1. Pulsar's documentation mentions the option thread_workers which is supposed to control the number of threads used for blocking call or CPU intensive tasks. But no matter what I try I can't get Pulsar to actually process more than one request per process at once. I've created a small example program at https://gist.github.com/realpath/1f00083433740b4d684f which simply blocks the call for 0.1 seconds and prints the current thread ID. No matter how high I set the currency level in ApacheBench it always receives exactly 10 requests per seconds which is expected when we sleep 0.1 seconds and serve all requests in sequential order. It also always prints the same thread ID, so my assumption is that actually no multithreading is happening within a process:

<_MainThread(MainThread, started 5928)>
<_MainThread(MainThread, started 5928)>
<_MainThread(MainThread, started 5928)>
<_MainThread(MainThread, started 5928)>
[...]

The performance behavior is the same with workers=0 and workers=1. Do I need any other options or have I simply misunderstood Pulsar's multithreading?

2. Assuming I can get multithreading to work, will Pulsar work fine with Flasks ThreadLocal? We need to guarantee that one thread = one request, a thread can be reused only after a request is done.

3. My last concern is with wait_for_body_middleware. It seems to read the whole response into memory first, but I might send large dynamically generated files directly from Flask as a stream which I can't store in memory. Is there any way I could work around that problem? Maybe by writing my own wait_for_body_middleware?

Sebastian

Luca Sbardella

unread,
Jul 7, 2014, 11:48:23 AM7/7/14
to Sebastian Krause, python...@googlegroups.com
Hi Sebastian,
 

I'm very interested in Pulsar because it currently seems to be the only(!) WSGI server which natively supports multiple processes on Windows using a single shared socket; at least with Python 3, but I'm using 3.4 anyway (the Github issue a few days ago was mine). I'm going to use an existing application built on Flask (which according to it documentation it not really built for asynchronous servers: http://flask.pocoo.org/docs/design/#thread-locals). My plan is the following:
  1. Let Pulsar serve all static files directly for best performance.
  2. Route everything else through Flask with wait_for_body_middleware.
makes sense
 
The number of workers will be about the same as the number of CPUs since have a some CPU intensive tasks where the GIL is the limitation, but I don't want to waste memory with even more processes. The WSGIHandler I've built looks like this:

wsgi.WsgiHandler([wsgi.MediaRouter('ui/', ui, show_indexes=False),
                  wait_for_body_middleware,
                  app])
 
The performance behavior is the same with workers=0 and workers=1. Do I need any other options or have I simply misunderstood Pulsar's multithreading?

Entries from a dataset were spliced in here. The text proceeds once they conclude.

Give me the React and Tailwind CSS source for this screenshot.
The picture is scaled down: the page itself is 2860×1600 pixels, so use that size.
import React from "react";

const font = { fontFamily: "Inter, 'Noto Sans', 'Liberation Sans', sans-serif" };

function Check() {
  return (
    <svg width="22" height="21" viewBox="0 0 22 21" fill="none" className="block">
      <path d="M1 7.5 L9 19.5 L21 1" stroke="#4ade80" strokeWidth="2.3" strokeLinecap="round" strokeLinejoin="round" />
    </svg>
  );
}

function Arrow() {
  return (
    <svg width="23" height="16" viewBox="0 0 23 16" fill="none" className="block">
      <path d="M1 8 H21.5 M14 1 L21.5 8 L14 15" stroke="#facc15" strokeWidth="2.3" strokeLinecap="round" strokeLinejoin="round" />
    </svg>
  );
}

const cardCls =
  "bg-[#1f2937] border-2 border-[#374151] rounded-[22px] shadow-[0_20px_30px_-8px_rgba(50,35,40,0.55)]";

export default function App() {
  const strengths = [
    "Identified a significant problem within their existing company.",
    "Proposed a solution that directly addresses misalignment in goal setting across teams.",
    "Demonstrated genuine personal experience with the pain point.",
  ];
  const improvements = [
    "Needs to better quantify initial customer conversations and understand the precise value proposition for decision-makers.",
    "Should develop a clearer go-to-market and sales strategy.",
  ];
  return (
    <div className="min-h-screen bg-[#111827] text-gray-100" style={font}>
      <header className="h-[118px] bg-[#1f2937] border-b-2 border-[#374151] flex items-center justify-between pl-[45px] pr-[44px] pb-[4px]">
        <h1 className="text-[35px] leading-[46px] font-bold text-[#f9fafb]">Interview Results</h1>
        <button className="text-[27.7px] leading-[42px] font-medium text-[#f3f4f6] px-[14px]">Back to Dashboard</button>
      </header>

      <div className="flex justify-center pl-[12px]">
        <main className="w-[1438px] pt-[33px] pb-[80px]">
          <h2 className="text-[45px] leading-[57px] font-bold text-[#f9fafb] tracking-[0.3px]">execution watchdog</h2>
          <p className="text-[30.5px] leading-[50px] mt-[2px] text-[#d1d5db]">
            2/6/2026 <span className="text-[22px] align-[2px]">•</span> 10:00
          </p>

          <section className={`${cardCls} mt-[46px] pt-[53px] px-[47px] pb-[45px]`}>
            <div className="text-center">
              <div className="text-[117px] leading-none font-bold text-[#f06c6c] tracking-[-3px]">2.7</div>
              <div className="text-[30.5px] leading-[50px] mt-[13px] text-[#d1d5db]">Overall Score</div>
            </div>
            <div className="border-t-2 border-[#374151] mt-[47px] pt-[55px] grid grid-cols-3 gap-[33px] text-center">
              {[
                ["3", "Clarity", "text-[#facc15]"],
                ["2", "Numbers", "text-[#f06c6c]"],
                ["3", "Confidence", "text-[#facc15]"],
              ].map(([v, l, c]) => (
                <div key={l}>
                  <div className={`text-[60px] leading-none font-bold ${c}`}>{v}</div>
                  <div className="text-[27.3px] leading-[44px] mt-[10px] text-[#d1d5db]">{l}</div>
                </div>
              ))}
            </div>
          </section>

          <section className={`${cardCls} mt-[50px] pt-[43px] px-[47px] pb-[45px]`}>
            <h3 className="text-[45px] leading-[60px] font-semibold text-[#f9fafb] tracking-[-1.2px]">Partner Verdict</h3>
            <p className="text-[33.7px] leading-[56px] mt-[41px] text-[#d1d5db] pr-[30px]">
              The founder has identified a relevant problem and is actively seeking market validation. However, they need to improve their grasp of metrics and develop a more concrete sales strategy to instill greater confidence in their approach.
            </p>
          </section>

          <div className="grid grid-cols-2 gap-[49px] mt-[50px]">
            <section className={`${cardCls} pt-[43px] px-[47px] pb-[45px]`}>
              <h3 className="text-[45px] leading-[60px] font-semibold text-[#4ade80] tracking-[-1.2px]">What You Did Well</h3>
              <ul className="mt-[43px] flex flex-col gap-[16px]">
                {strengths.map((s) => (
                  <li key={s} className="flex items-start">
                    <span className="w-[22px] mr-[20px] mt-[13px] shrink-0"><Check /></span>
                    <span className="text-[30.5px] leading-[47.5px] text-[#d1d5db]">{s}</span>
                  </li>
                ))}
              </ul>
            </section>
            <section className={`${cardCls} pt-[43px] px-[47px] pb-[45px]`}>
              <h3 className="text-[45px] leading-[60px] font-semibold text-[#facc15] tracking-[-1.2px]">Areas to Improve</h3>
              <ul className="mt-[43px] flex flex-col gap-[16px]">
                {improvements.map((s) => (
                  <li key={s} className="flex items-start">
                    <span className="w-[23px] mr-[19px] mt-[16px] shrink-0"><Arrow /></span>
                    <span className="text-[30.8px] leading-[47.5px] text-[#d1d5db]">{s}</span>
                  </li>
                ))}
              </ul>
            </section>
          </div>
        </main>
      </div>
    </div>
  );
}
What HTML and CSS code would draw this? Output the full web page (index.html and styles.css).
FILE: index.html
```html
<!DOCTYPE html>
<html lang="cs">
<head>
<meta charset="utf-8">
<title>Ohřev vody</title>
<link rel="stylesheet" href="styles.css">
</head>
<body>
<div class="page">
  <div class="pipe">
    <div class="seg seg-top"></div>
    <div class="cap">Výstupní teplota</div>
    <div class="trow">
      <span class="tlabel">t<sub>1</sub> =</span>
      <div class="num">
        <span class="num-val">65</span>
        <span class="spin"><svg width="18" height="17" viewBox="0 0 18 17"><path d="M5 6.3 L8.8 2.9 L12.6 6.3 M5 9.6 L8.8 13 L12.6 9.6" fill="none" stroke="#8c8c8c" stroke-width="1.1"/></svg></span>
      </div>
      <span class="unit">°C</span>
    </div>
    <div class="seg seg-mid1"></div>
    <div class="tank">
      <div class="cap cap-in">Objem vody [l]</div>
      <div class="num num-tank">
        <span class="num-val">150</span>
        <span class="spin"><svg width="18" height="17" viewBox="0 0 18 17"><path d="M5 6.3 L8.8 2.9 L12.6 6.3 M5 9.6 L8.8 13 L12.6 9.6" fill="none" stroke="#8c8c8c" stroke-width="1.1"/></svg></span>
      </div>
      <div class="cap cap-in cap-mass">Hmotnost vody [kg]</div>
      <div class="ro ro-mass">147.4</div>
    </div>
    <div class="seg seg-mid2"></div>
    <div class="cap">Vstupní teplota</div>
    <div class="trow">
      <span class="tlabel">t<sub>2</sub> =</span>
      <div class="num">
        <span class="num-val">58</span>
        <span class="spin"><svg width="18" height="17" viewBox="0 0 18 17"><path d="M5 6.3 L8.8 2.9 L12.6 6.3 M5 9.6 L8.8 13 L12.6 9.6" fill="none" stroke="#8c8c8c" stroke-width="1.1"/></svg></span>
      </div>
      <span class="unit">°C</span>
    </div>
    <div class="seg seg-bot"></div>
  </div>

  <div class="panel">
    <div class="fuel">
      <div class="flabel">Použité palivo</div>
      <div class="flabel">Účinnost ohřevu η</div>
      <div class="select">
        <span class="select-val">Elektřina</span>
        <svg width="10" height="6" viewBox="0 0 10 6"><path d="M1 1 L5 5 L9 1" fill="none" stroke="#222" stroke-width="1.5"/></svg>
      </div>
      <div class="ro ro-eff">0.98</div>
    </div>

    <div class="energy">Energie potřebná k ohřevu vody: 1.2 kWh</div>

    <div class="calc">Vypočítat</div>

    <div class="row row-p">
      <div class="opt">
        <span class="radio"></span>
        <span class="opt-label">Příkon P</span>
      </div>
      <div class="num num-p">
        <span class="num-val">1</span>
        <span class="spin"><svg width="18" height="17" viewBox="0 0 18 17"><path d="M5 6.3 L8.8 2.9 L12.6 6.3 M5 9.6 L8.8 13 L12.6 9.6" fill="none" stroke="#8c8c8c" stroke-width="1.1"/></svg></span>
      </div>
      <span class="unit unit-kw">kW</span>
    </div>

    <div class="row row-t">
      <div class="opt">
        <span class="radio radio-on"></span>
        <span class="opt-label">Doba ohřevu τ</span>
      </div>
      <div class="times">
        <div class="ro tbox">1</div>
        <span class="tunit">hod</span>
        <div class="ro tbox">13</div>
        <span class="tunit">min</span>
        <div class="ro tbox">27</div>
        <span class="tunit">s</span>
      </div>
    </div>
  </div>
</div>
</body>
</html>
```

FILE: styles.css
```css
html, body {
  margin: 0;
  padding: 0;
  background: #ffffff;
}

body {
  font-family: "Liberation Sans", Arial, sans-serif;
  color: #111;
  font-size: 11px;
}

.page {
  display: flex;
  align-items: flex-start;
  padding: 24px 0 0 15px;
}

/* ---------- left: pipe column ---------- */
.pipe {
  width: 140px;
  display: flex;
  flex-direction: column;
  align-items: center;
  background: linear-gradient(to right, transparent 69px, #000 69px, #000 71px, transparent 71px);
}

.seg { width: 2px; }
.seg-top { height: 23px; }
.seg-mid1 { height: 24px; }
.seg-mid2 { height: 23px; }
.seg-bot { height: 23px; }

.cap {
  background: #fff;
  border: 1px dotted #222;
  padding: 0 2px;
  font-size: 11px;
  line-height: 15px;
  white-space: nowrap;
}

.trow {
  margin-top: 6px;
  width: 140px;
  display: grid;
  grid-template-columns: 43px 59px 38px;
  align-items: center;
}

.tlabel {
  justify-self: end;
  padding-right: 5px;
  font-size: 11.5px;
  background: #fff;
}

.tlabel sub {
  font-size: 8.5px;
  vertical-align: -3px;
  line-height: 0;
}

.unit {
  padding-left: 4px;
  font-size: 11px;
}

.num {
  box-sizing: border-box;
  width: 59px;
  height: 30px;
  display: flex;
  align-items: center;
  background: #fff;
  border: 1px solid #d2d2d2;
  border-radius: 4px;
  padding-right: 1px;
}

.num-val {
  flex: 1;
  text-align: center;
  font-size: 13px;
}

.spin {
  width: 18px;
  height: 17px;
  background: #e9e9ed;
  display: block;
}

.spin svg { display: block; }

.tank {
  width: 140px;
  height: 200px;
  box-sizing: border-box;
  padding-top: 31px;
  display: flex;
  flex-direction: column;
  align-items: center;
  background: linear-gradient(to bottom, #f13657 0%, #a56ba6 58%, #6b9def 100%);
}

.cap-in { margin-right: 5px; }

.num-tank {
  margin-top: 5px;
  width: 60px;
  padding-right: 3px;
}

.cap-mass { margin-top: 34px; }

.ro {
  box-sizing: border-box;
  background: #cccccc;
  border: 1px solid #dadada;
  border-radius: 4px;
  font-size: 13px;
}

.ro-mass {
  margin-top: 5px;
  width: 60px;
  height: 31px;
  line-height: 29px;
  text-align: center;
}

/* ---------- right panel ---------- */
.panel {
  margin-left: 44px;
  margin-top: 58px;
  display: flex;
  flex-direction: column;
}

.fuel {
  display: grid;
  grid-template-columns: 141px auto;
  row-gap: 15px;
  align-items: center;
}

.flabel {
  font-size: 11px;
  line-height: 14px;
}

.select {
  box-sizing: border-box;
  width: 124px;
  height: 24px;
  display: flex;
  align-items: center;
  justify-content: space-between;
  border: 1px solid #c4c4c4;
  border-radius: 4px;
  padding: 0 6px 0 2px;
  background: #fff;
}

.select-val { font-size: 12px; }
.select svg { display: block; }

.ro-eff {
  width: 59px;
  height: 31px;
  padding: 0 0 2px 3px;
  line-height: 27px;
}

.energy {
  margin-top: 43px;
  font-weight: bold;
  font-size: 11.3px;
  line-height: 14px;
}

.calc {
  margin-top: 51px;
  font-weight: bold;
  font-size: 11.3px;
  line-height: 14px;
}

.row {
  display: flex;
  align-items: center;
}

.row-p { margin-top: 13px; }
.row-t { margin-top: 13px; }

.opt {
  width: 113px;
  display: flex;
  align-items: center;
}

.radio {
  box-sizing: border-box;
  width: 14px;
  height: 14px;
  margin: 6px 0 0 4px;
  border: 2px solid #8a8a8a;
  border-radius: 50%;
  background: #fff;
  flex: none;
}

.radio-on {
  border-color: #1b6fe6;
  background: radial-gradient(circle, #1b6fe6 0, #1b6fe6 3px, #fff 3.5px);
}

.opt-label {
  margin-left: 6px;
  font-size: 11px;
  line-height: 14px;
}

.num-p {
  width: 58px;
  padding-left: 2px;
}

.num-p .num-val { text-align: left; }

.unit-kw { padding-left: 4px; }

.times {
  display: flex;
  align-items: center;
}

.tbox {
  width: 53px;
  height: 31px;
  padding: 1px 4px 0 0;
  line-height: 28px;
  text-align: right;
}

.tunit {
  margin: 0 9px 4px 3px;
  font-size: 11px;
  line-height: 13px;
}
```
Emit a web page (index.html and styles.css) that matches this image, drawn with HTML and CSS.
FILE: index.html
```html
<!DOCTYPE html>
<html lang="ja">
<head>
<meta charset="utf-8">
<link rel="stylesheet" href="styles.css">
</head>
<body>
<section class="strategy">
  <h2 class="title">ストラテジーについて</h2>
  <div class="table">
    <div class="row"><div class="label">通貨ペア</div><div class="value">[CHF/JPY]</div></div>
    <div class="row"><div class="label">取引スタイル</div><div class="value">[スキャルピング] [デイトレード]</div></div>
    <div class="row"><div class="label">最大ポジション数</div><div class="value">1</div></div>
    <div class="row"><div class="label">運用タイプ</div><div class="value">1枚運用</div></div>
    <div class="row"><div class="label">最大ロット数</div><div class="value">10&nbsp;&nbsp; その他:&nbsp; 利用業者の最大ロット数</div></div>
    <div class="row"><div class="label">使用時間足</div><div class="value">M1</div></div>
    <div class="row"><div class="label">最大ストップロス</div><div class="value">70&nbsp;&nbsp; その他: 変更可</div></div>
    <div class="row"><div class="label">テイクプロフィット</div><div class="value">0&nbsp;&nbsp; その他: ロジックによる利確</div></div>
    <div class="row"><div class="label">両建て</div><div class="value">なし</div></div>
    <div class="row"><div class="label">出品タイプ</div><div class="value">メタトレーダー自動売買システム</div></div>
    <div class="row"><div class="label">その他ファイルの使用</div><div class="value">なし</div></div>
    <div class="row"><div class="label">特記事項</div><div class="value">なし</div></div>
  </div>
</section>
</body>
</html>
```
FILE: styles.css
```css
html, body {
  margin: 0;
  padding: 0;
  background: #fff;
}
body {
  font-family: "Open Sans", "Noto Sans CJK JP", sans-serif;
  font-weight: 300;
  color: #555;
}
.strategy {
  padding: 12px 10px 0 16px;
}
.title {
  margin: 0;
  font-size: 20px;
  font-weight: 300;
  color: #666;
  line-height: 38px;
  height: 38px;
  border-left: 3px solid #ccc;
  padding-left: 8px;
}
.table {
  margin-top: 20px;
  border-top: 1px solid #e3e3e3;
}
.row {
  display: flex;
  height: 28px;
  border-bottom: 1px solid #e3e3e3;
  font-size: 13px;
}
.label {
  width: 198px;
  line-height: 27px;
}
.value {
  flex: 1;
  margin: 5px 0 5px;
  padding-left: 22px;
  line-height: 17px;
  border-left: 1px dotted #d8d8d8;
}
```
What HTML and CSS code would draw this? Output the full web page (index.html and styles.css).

To run your application in pulsar executors (thread pools) you need to wrap your wsgi callable with the middleware_in_executor utility:

wsgi.WsgiHandler([wsgi.MediaRouter('ui/', ui, show_indexes=False),
                  wait_for_body_middleware,
                  wsgi.middleware_in_executor(app)])

The documentation is not very clear on this topic but this is how the django integration application is implemented:

2. Assuming I can get multithreading to work, will Pulsar work fine with Flasks ThreadLocal? We need to guarantee that one thread = one request, a thread can be reused only after a request is done.

yes
 

3. My last concern is with wait_for_body_middleware. It seems to read the whole response into memory first, but I might send large dynamically generated files directly from Flask as a stream which I can't store in memory. Is there any way I could work around that problem? Maybe by writing my own wait_for_body_middleware?


If you need to do streaming on a given url, than don't use wait_for_body_middleware, you can use a specialised Router to handle urls for streaming.
The middleware is placed before standard (blocking) wsgi handlers such as django and flask.

Luca

Sebastian Krause

unread,
Jul 8, 2014, 3:50:10 AM7/8/14
to python...@googlegroups.com, dazo...@gmail.com
Hi Luca,

Thanks a lot for the hint, the middleware_in_executor step really did solve all multithreading problems.

 
If you need to do streaming on a given url, than don't use wait_for_body_middleware, you can use a specialised Router to handle urls for streaming.
The middleware is placed before standard (blocking) wsgi handlers such as django and flask.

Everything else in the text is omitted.